Monday, April 04, 2005

Know Your Shoppers for Retail Digital Signage

The multimedia displayed on digital signage should match your consumer target. We read an article which categorized shoppers (see graph). The study from research firm Adjoined Consulting drew from interviews with over 1000 shoppers.

There are 4 kinds of shoppers:
  1. Thrifties tend to be 18 to 27 with income of less than $60,000
  2. Allures tend to be female with income of more than $100,000
  3. Speedsters tend to be older, middle-income males
  4. Elites are baby-boomer males with incomes of more than $100,000

Some other information from the study:

  • More than 97% still shop in bricks-and-mortar stores
  • Newman Marcus is the favorite department store
  • is the #1 online store and Wal-Mart is the #1 mass merchant
  • About 32% of shoppers rely on word-of-mouth (others can be influenced by digital signage products and static POP)
  • The mall is the consumer's favorite place to shop

1 comment:

Anonymous said...

Here's an interesting story about endcaps and the easily persuadable consumer who is shopping by category. from mediapost

Agency Offers In-Store Insight: End-Aisles, Print Surpass TV

by David Kaplan, Thursday, Jun 23, 2005 7:30 AM EST

GROCERY AISLES NEED TO THINK "youth" when it comes to attracting buyers to their shelves, as it's the young kids who influence purchasing decisions--and as they pass through high school and college, become harder to reach, a new study from Mediaedge:cia posits.

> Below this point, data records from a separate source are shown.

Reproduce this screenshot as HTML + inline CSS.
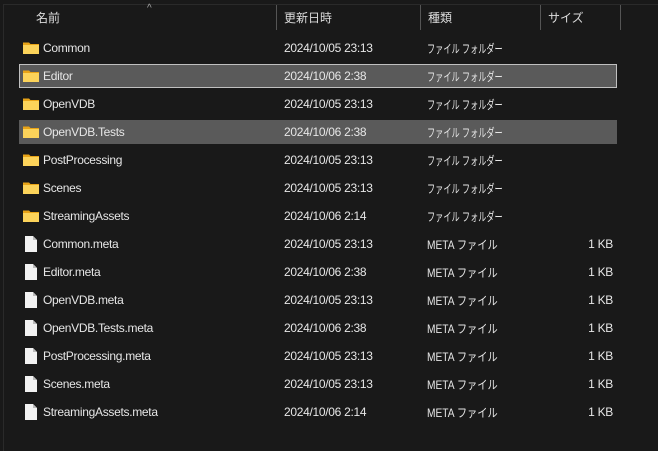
<!DOCTYPE html><html><head><meta charset="utf-8"><style>
body{margin:0;width:658px;height:451px;background:#191919;overflow:hidden;position:relative;font-family:"Liberation Sans","Noto Sans CJK JP",sans-serif;font-size:12px;color:#e6e6e6}
.l{position:absolute}
.h{top:11px;color:#dcdcdc;line-height:14px}
.d{position:absolute;top:5px;width:1px;height:25px;background:#555}
.r{position:absolute;left:19px;width:598px;height:24px}
.r span{position:absolute;top:5px;white-space:nowrap;line-height:14px;letter-spacing:-0.3px}
.r span.j{font-size:12px;letter-spacing:0;top:6px;transform:scaleX(0.68);transform-origin:left center}
.sel{background:#5a5a5a}
.foc{box-shadow:inset 0 0 0 1px #c0c0c0}
.fi{position:absolute;left:4px;top:5px}
</style></head><body>
<div class="l" style="left:3px;top:4px;width:1px;height:447px;background:#2a2a2a"></div>
<div class="l" style="left:3px;top:4px;width:655px;height:1px;background:#2a2a2a"></div>
<div class="l" style="left:147px;top:3px;color:#aaa;font-size:10px">^</div>
<div class="l h" style="left:36px">名前</div>
<div class="l h" style="left:284px">更新日時</div>
<div class="l h" style="left:428px">種類</div>
<div class="l h" style="left:548px">サイズ</div>
<div class="d" style="left:276px"></div><div class="d" style="left:420px"></div><div class="d" style="left:540px"></div><div class="d" style="left:620px"></div>
<div id="rows"></div>
<script>
var F=[["Common","2024/10/05 23:13"],["Editor","2024/10/06 2:38"],["OpenVDB","2024/10/05 23:13"],["OpenVDB.Tests","2024/10/06 2:38"],["PostProcessing","2024/10/05 23:13"],["Scenes","2024/10/05 23:13"],["StreamingAssets","2024/10/06 2:14"]];
var M=[["Common.meta","2024/10/05 23:13"],["Editor.meta","2024/10/06 2:38"],["OpenVDB.meta","2024/10/05 23:13"],["OpenVDB.Tests.meta","2024/10/06 2:38"],["PostProcessing.meta","2024/10/05 23:13"],["Scenes.meta","2024/10/05 23:13"],["StreamingAssets.meta","2024/10/06 2:14"]];
var folder='<svg class="fi" width="16" height="14" viewBox="0 0 16 14"><path d="M0 1.5h6l1.5 1.5H16v10H0z" fill="#e8a317"/><path d="M0 4h16v9H0z" fill="#fcd35a"/></svg>';
var file='<svg class="fi" style="left:6px;top:4px" width="12" height="16" viewBox="0 0 12 16"><path d="M0 0h8l4 4v12H0z" fill="#f2f2f2"/><path d="M8 0v4h4" fill="#bbb"/></svg>';
var h='';
F.forEach(function(f,i){var y=36+i*28;var c=i==1?'r sel foc':i==3?'r sel':'r';
h+='<div class="'+c+'" style="top:'+y+'px">'+folder+'<span style="left:24px">'+f[0]+'</span><span style="left:265px">'+f[1]+'</span><span class="j" style="left:408px">ファイル フォルダー</span></div>';});
M.forEach(function(f,i){var y=232+i*28;
h+='<div class="r" style="top:'+y+'px">'+file+'<span style="left:24px">'+f[0]+'</span><span style="left:265px">'+f[1]+'</span><span class="j" style="left:408px;transform:scaleX(0.85)">META ファイル</span><span style="right:4px">1 KB</span></div>';});
document.getElementById('rows').innerHTML=h;
</script>
</body></html>
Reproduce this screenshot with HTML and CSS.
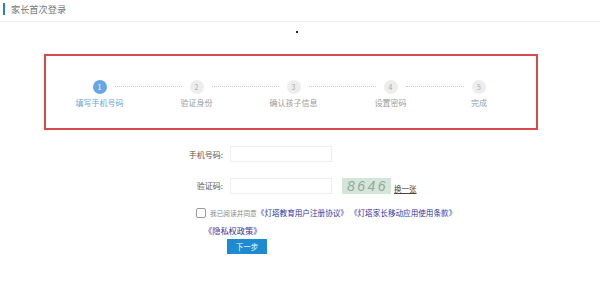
FILE: index.html
```html
<!DOCTYPE html>
<html lang="zh">
<head>
<meta charset="utf-8">
<title>家长首次登录</title>
<link rel="stylesheet" href="styles.css">
</head>
<body>
<header class="head">
  <span class="head-bar"></span>
  <span class="head-title">家长首次登录</span>
</header>
<div class="dot-row"><span class="dot"></span></div>
<section class="steps-box">
  <ol class="steps">
    <li class="step active"><span class="circle">1</span><span class="label">填写手机号码</span></li>
    <li class="step"><span class="circle">2</span><span class="label">验证身份</span></li>
    <li class="step"><span class="circle">3</span><span class="label">确认孩子信息</span></li>
    <li class="step step-short"><span class="circle">4</span><span class="label">设置密码</span></li>
    <li class="step last"><span class="circle">5</span><span class="label">完成</span></li>
  </ol>
</section>
<form class="form">
  <div class="row row-phone">
    <label class="lbl">手机号码:</label>
    <input class="inp" type="text">
  </div>
  <div class="row row-code">
    <label class="lbl">验证码:</label>
    <input class="inp" type="text">
    <span class="captcha">8646</span>
    <a class="refresh">换一张</a>
  </div>
  <div class="agree">
    <span class="chk"></span>
    <span class="agree-text">我已阅读并同意</span>
    <a class="link">《灯塔教育用户注册协议》</a>
    <a class="link link2">《灯塔家长移动应用使用条款》</a>
  </div>
  <div class="privacy"><a class="link link-p">《隐私权政策》</a></div>
  <div class="btn-row"><button type="button" class="btn">下一步</button></div>
</form>
</body>
</html>
```
FILE: styles.css
```css
* { box-sizing: border-box; }
html, body { margin: 0; padding: 0; background: #fff; }
body {
  width: 600px;
  height: 281px;
  overflow: hidden;
  font-family: "Noto Sans CJK SC", "Noto Sans", sans-serif;
  color: #666;
}
.head {
  height: 22px;
  border-bottom: 1px solid #f0f0f0;
  display: flex;
  align-items: flex-start;
  padding-top: 3px;
  padding-left: 3px;
}
.head-bar {
  width: 2px;
  height: 12px;
  background: #2f7fb8;
}
.head-title {
  margin-left: 6px;
  font-size: 9.2px;
  line-height: 12px;
  color: #777;
}
.dot-row {
  height: 32px;
  position: relative;
}
.dot {
  position: absolute;
  left: 296px;
  top: 9px;
  width: 2px;
  height: 2px;
  background: #222;
}
.steps-box {
  margin-left: 44px;
  width: 494px;
  height: 76px;
  border: 2px solid #d9484a;
  padding-top: 24px;
}
.steps {
  list-style: none;
  margin: 0;
  padding: 0 0 0 5px;
  display: flex;
}
.step {
  position: relative;
  width: 97px;
  display: flex;
  flex-direction: column;
  align-items: center;
}
.step.last { width: 80px; }
.step:not(.last)::after {
  content: "";
  position: absolute;
  top: 6px;
  left: calc(50% + 15px);
  width: 67px;
  border-top: 1px dotted #c8c8c8;
}
.step.step-short::after { width: 58px; }
.circle {
  width: 14px;
  height: 14px;
  border-radius: 50%;
  background: #ededed;
  color: #aaa;
  font-size: 7px;
  line-height: 14px;
  text-align: center;
}
.label {
  margin-top: 3px;
  font-size: 8px;
  line-height: 11px;
  color: #9a9a9a;
  white-space: nowrap;
}
.step.active .circle { background: #67a6e6; color: #fff; }
.step.active .label { color: #6aa2da; }

.form {
  margin-top: 16px;
  padding-left: 180px;
}
.row {
  display: flex;
  align-items: center;
}
.lbl {
  width: 46px;
  text-align: right;
  font-size: 8px;
  color: #555;
  padding-right: 3px;
}
.inp {
  width: 102px;
  height: 16px;
  border: 1px solid #eeeeee;
  margin: 0 0 0 4px;
  padding: 0;
  outline: none;
}
.row-code { margin-top: 15px; }
.captcha {
  margin-left: 10px;
  width: 49px;
  height: 16px;
  background: #d3e6d9;
  color: #98a69b;
  font-family: "Liberation Sans", sans-serif;
  font-style: italic;
  font-weight: normal;
  font-size: 14px;
  line-height: 16px;
  letter-spacing: 2.5px;
  text-indent: 2px;
  text-align: center;
}
.refresh {
  margin-left: 3px;
  margin-top: 6px;
  font-size: 7.5px;
  color: #444;
  text-decoration: underline;
}
.agree {
  margin-top: 13px;
  margin-left: 16px;
  display: flex;
  align-items: center;
}
.chk {
  width: 10px;
  height: 10px;
  border: 1px solid #999;
  border-radius: 2px;
}
.agree-text {
  margin-left: 4px;
  font-size: 6.7px;
  color: #888;
}
.link {
  font-size: 7.6px;
  color: #34349e;
}
.link2 { margin-left: 2px; }
.privacy {
  margin-top: 3px;
  margin-left: 24px;
  line-height: 12px;
}
.link-p { font-size: 8.2px; }
.btn-row {
  display: flex;
  margin-top: 3px;
  margin-left: 47px;
}
.btn {
  width: 40px;
  height: 15px;
  border: none;
  padding: 0;
  background: #1d8ad2;
  color: #fff;
  font-family: "Noto Sans CJK SC", sans-serif;
  font-size: 7.5px;
  line-height: 15px;
}
```
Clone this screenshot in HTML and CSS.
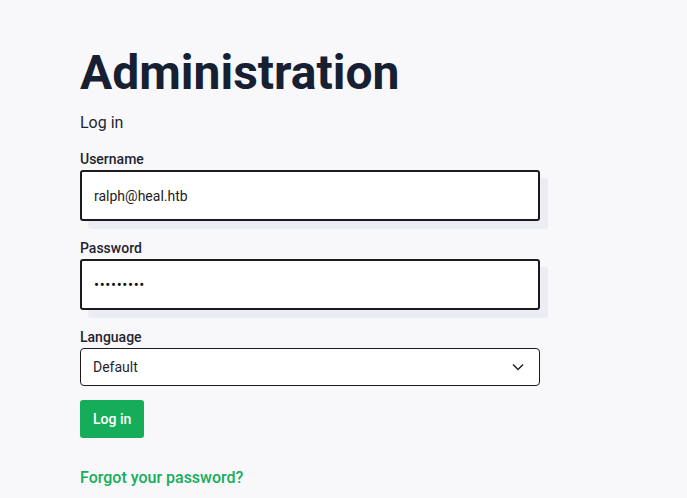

Slightly more than half of all shoppers still move through all the aisles in the grocery store, making them a perfect target for exposure to in-store media, MEC's Sensor study found. But most younger shoppers--ages 18-24--do not follow any specific patterns, making it a greater challenge to attract them, said Fran Kennish, an MEC senior partner and co-author of the study.
The study also found that more than a third of shoppers say that in-store ads influence them to purchase a new product or try a different brand than they usually use, with 64 percent of 18- to-44-year-old grocery store shoppers saying their children influence their brand decisions.

Furthermore, 44 percent of grocery store shoppers say they notice average in-store ads. The most noticed are end-aisle displays and store leaflets/magazines; the least noticed are shopping cart ads and in-store TV. Over 75 percent of those who notice the in-store ads are likely to purchase the advertised brand.

In looking at different age groups, different methods appeal to different demos. For example, product demonstrations are more effective among older shoppers (ages 55-64), while shelf signs are more effective among 25- to-44-year-olds.

BMRB International conducted a national telephone survey in November 2004, which made up the research the Sensor was based on.